When there’s a fair here, or a sagra – every village has it’s wine or onion or cheese or chilipepper fest – they show up in droves: men – mostly Africans – selling wallets, fake Gucci and Armani stuff, necklaces or trinkets from a stall on the street. And posters, there are always two or three poster guys.
They give you an interesting look into parts of the Italian psyche which are not always obvious when you look at the country from the outside. What about posters of Pope John Paul II – Papa Wojtyla, the revered late Pope – and Fascist dictator Benito Mussolini hanging side by side? Strangely, the heroes of pop culture are usually absent or not as prominently displayed as the Pope, the Duce and of course the ubiquitous Padre Pio, who enjoys enormous posthumous popularity around these parts as well. Even le Veline, highly popular dancing bimbos from the Striscia la Notizia comedy show, are not on display.
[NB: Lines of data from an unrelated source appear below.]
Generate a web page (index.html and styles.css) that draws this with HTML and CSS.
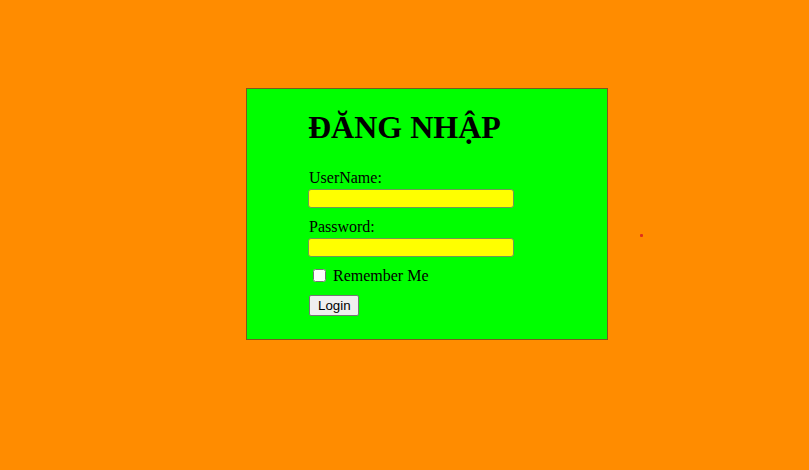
FILE: index.html
```html
<!DOCTYPE html>
<html lang="vi">
<head>
<meta charset="utf-8">
<title>Đăng nhập</title>
<link rel="stylesheet" href="styles.css">
</head>
<body>
<div class="page">
  <form class="login-box">
    <h1 class="title">ĐĂNG NHẬP</h1>
    <label class="field-label" for="user">UserName:</label>
    <input class="field-input" id="user" type="text">
    <label class="field-label" for="pass">Password:</label>
    <input class="field-input" id="pass" type="password">
    <label class="remember"><input class="remember-box" type="checkbox"> Remember Me</label>
    <button class="login-btn" type="button">Login</button>
  </form>
  <span class="dot"></span>
</div>
</body>
</html>
```
FILE: styles.css
```css
html, body {
  margin: 0;
  padding: 0;
  background: #ff8c00;
}
body {
  width: 809px;
  height: 470px;
  font-family: "Liberation Serif", "Times New Roman", serif;
  font-size: 16px;
  color: #000;
}
.page {
  position: relative;
  width: 809px;
  height: 470px;
  padding-top: 88px;
  padding-left: 246px;
  box-sizing: border-box;
}
.login-box {
  width: 362px;
  height: 252px;
  box-sizing: border-box;
  background: #00ff00;
  border: 1px solid #7a5a1e;
  padding: 0 0 0 61px;
  display: flex;
  flex-direction: column;
  align-items: flex-start;
}
.title {
  margin: 16px 0 20px 0;
  font-size: 32px;
  font-weight: bold;
  line-height: 44px;
  height: 44px;
}
.field-label {
  display: block;
  line-height: 18px;
  margin-left: 1px;
}
.field-input {
  width: 206px;
  height: 19px;
  box-sizing: border-box;
  margin: 2px 0 10px 0;
  background: #ffff00;
  border: 1px solid #6f9a55;
  border-radius: 3px;
  padding: 0 2px;
}
.remember {
  display: flex;
  align-items: flex-start;
  line-height: 18px;
  margin-left: 1px;
}
.remember-box {
  width: 13px;
  height: 13px;
  margin: 2px 7px 4px 4px;
}
.login-btn {
  margin-top: 9px;
  margin-left: 1px;
  font-family: "Liberation Sans", Arial, sans-serif;
  font-size: 13.333px;
  padding: 1px 7px 1px 8px;
  height: 21px;
  background: #efefef;
  border: 1px solid #767676;
  border-radius: 2px;
  color: #000;
}
.dot {
  position: absolute;
  left: 640px;
  top: 234px;
  width: 3px;
  height: 3px;
  background: #e0301a;
  border-radius: 1px;
}
```
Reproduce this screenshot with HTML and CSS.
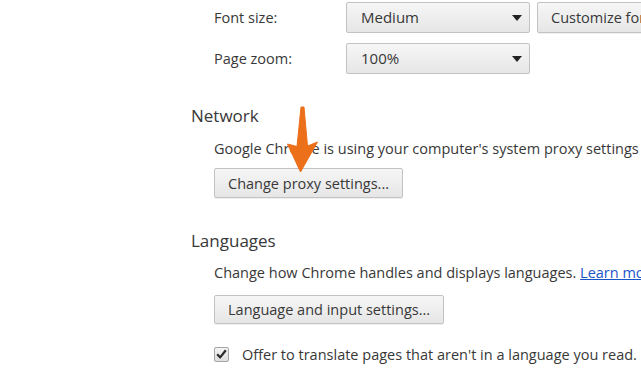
FILE: index.html
```html
<!DOCTYPE html>
<html lang="en">
<head>
<meta charset="UTF-8">
<meta name="viewport" content="width=device-width, initial-scale=1.0">
<title>Settings</title>
<link rel="stylesheet" href="styles.css">
</head>
<body>
<div class="page">
    <div class="section">
        <div class="section-body">
            <div class="row">
                <span class="label">Font size:</span>
                <div class="select">Medium<span class="caret"></span></div>
                <button class="btn">Customize fonts...</button>
            </div>
            <div class="row">
                <span class="label">Page zoom:</span>
                <div class="select">100%<span class="caret"></span></div>
            </div>
        </div>
    </div>

    <div class="section network">
        <h3>Network</h3>
        <div class="section-body">
            <p class="text proxy-text">Google Chrome is using your computer's system proxy settings to connect to the network.</p>
            <button class="btn proxy-btn">Change proxy settings...</button>
        </div>
    </div>

    <div class="section languages">
        <h3>Languages</h3>
        <div class="section-body">
            <p class="text lang-text">Change how Chrome handles and displays languages. <a href="#">Learn more</a></p>
            <button class="btn lang-btn">Language and input settings...</button>
            <label class="check-row">
                <span class="checkbox">
                    <svg width="11" height="10" viewBox="0 0 11 10"><path d="M1.2 5.2 L4.2 8.4 L9.8 1.2" fill="none" stroke="#2b2b2b" stroke-width="2.2" stroke-linejoin="round"/></svg>
                </span>
                Offer to translate pages that aren't in a language you read.
            </label>
        </div>
    </div>

    <!-- orange callout arrow pointing at the proxy button -->
    <svg class="pointer" width="40" height="80" viewBox="0 0 40 80">
        <path d="M24 2 L27.5 41 L37.5 37 L20.5 67 L7.5 39 L17 41.5 L21 2 Z" fill="#ec6f1a" stroke="#ec6f1a" stroke-width="1" stroke-linejoin="round"/>
    </svg>
</div>
</body>
</html>
```

FILE: styles.css
```css
body {
    margin: 0;
    background: #fff;
    font-family: "Open Sans", "Noto Sans", sans-serif;
    font-size: 14.5px;
    color: #383838;
    overflow: hidden;
}
.page {
    position: relative;
    width: 641px;
    height: 385px;
    padding-left: 191px;
    padding-top: 2px;
    box-sizing: border-box;
    white-space: nowrap;
    overflow: hidden;
}
.section h3 {
    margin: 0;
    font-size: 17px;
    font-weight: normal;
    line-height: 22px;
    color: #383838;
}
.section-body {
    padding-left: 23px;
}
.row {
    display: flex;
    align-items: center;
    margin-bottom: 10px;
}
.label {
    flex-shrink: 0;
    width: 132px;
}
.select {
    flex-shrink: 0;
    position: relative;
    width: 184px;
    height: 31px;
    box-sizing: border-box;
    padding-left: 14px;
    line-height: 29px;
    border: 1px solid #c2c2c2;
    border-radius: 2px;
    background: linear-gradient(#f6f6f6, #e6e6e6);
    font-size: 15px;
    color: #383838;
}
.caret {
    position: absolute;
    right: 7px;
    top: 12px;
    border-left: 5px solid transparent;
    border-right: 5px solid transparent;
    border-top: 6px solid #222;
}
.btn {
    flex-shrink: 0;
    height: 30px;
    padding: 0 13px;
    border: 1px solid #c2c2c2;
    border-radius: 2px;
    background: linear-gradient(#f6f6f6, #e6e6e6);
    font-family: inherit;
    font-size: 14.5px;
    color: #383838;
    white-space: nowrap;
    box-shadow: 0 1px 0 rgba(0, 0, 0, 0.06);
}
.row .btn {
    height: 31px;
    margin-left: 7px;
}
.network {
    margin-top: 31px;
}
.text {
    margin: 0;
    line-height: 20px;
}
.text a {
    color: #1a55c8;
}
.proxy-text {
    margin: 12px 0 9px;
}
.proxy-btn {
    width: 189px;
}
.languages {
    margin-top: 32px;
}
.lang-text {
    margin: 11px 0 12px;
}
.lang-btn {
    width: 230px;
    height: 29px;
}
.check-row {
    display: flex;
    align-items: center;
    height: 20px;
    margin-top: 20px;
}
.checkbox {
    display: flex;
    align-items: center;
    justify-content: center;
    width: 15px;
    height: 15px;
    box-sizing: border-box;
    margin-right: 13px;
    border: 1px solid #a6a6a6;
    border-radius: 2px;
    background: linear-gradient(#f4f4f4, #dedede);
}
.pointer {
    position: absolute;
    left: 280px;
    top: 105px;
}
```
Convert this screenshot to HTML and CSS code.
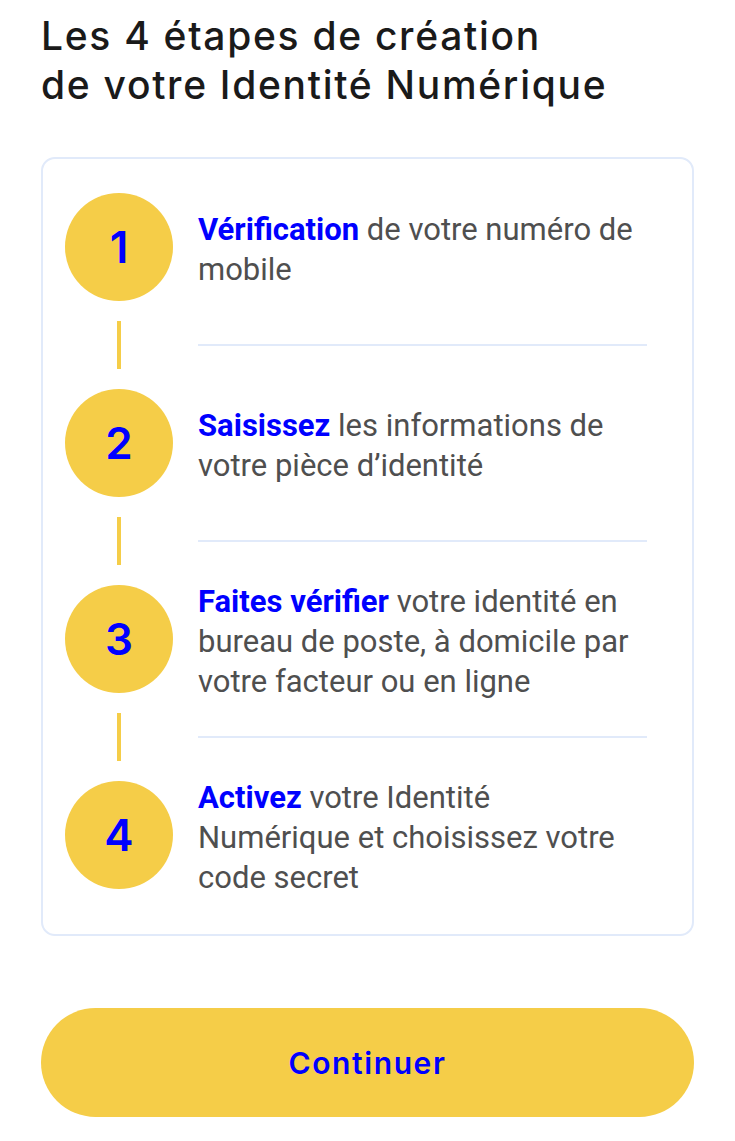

Yesterday brought us news of the ongoing trials of the three suspects of the murder of British student Meredith Kärcher in Perugia – a case rife with sex, drugs and foreigners served up by the media with gusto. One of the suspects, Meredith’s American housemate Amanda Knox, is receiving love letters in her cell from all over Italy. She is a rather bland looking blonde, but hey, any blonde will have Italians scramble for attention. But a murder suspect?
And she’s not the only one. Another popular figure – people pay thousands of euros to have him appear in their club, without actually doing anything – is Fabrizio Corona. Ex-model and ex-con (extorsion, forged money) Corona has started his own line of underwear. Girls went by bus and train from here to Naples (a four hour trip) to see him come out of jail. The man has his own fan club, but he never sang, danced or acted. He is simply Corona, always angry with the system, usually appearing without shirt, with sunglasses and with slicked-back hair. He’s just short of writing FRAUD across his forehead, it’s that obvious.
Saints and sinners are vying for the attention of the average Italian. Maybe, as Catholics, they are preprogrammed for hero worshipping. What else is this whole system of blesseds and saints anyway? Maybe, as Catholics, they are drawn towards sin like a priest towards choir boys. But perhaps it’s just the media creating larger-than-life figures to fascinate us all.